▸ PROBLEM
Copy every line from the material below that holds "index".

▸ AVAILABLE DATA
begin
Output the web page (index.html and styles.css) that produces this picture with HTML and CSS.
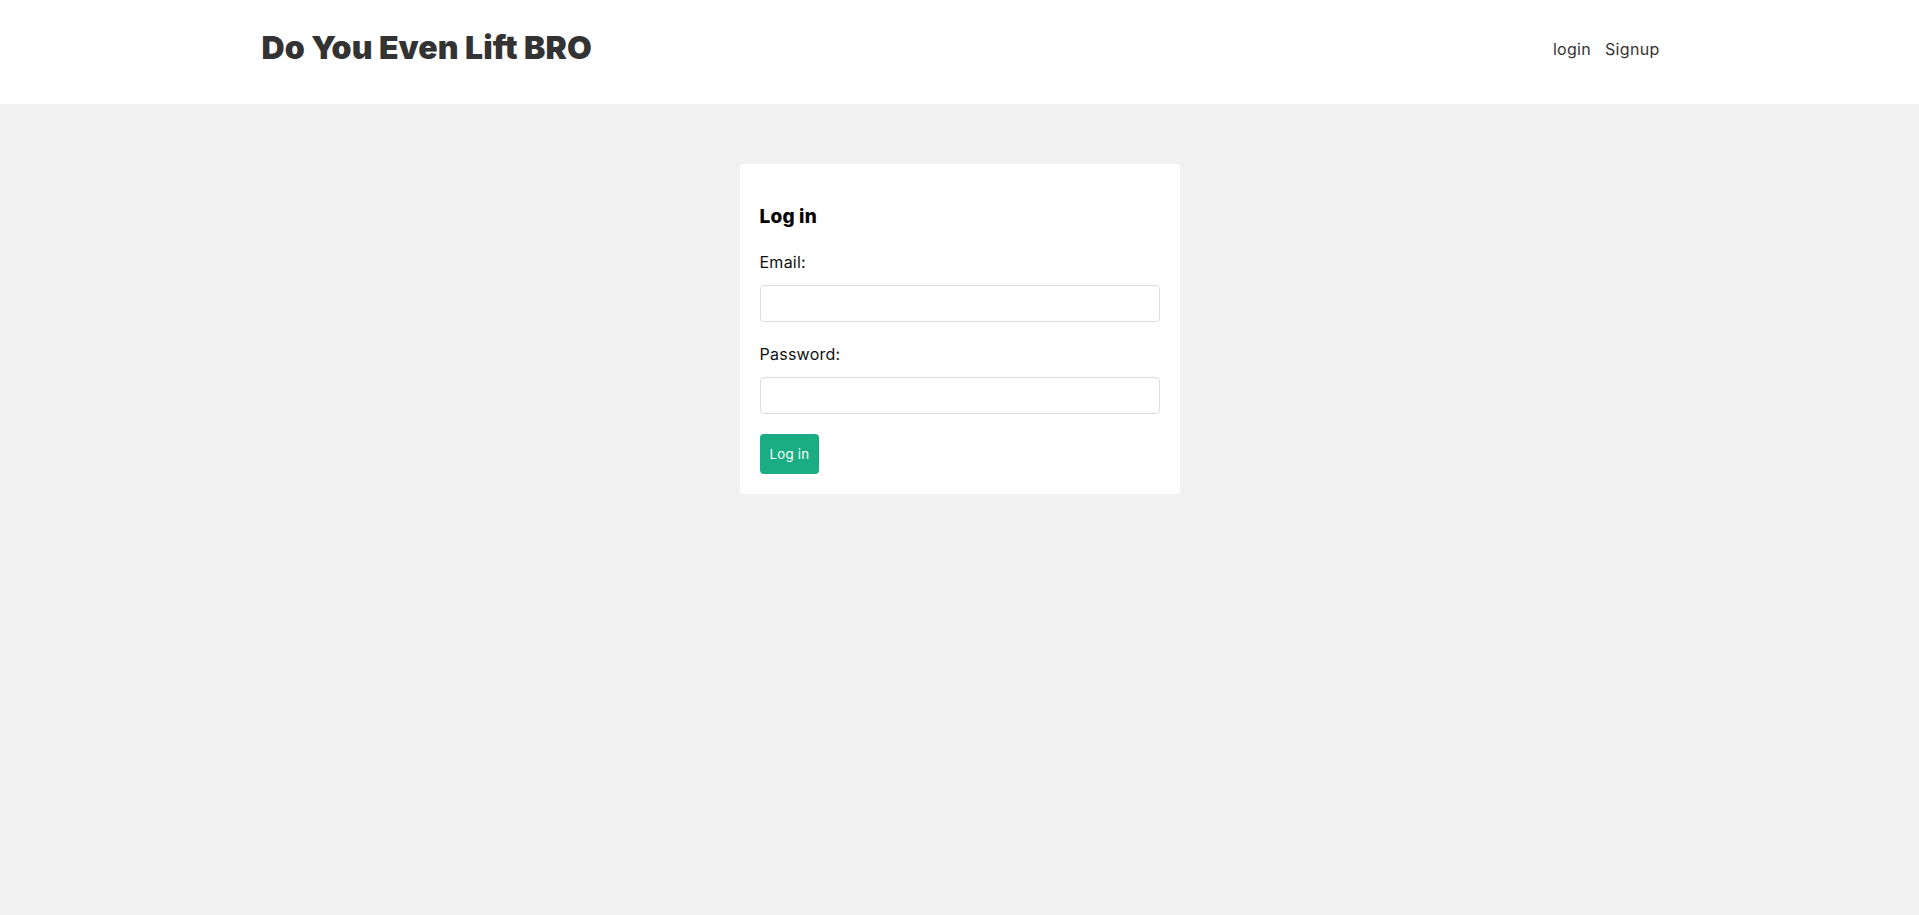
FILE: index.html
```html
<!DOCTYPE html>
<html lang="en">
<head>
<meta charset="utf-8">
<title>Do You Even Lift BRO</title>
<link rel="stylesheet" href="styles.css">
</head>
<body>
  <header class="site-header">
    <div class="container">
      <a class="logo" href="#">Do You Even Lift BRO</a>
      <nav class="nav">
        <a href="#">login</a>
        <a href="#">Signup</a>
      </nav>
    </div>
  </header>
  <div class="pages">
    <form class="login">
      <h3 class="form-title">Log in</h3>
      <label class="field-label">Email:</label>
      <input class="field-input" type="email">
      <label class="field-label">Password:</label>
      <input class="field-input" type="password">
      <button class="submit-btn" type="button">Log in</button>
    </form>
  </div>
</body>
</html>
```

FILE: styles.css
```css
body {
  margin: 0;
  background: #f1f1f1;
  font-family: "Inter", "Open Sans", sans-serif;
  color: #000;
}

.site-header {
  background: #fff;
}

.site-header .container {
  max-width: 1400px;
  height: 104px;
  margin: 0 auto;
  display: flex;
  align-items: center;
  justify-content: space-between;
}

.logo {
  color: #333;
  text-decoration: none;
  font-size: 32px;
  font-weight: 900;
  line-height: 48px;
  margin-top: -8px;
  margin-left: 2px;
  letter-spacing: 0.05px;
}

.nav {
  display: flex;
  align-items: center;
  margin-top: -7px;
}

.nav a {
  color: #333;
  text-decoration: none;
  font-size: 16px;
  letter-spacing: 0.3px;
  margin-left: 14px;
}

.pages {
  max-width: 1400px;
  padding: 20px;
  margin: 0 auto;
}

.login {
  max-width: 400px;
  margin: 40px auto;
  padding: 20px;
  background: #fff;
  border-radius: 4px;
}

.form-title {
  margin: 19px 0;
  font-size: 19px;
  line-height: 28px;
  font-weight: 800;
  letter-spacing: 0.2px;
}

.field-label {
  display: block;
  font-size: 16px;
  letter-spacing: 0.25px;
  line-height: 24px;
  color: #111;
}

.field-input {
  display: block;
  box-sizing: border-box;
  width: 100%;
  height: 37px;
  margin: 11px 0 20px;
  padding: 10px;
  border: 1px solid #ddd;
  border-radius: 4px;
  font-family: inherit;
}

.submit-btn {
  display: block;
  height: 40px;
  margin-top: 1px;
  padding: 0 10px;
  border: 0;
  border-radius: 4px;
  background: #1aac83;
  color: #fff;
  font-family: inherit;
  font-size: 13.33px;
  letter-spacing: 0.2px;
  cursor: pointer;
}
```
end
▸ PROBLEM SOLUTION
Output the web page (index.html and styles.css) that produces this picture with HTML and CSS.
FILE: index.html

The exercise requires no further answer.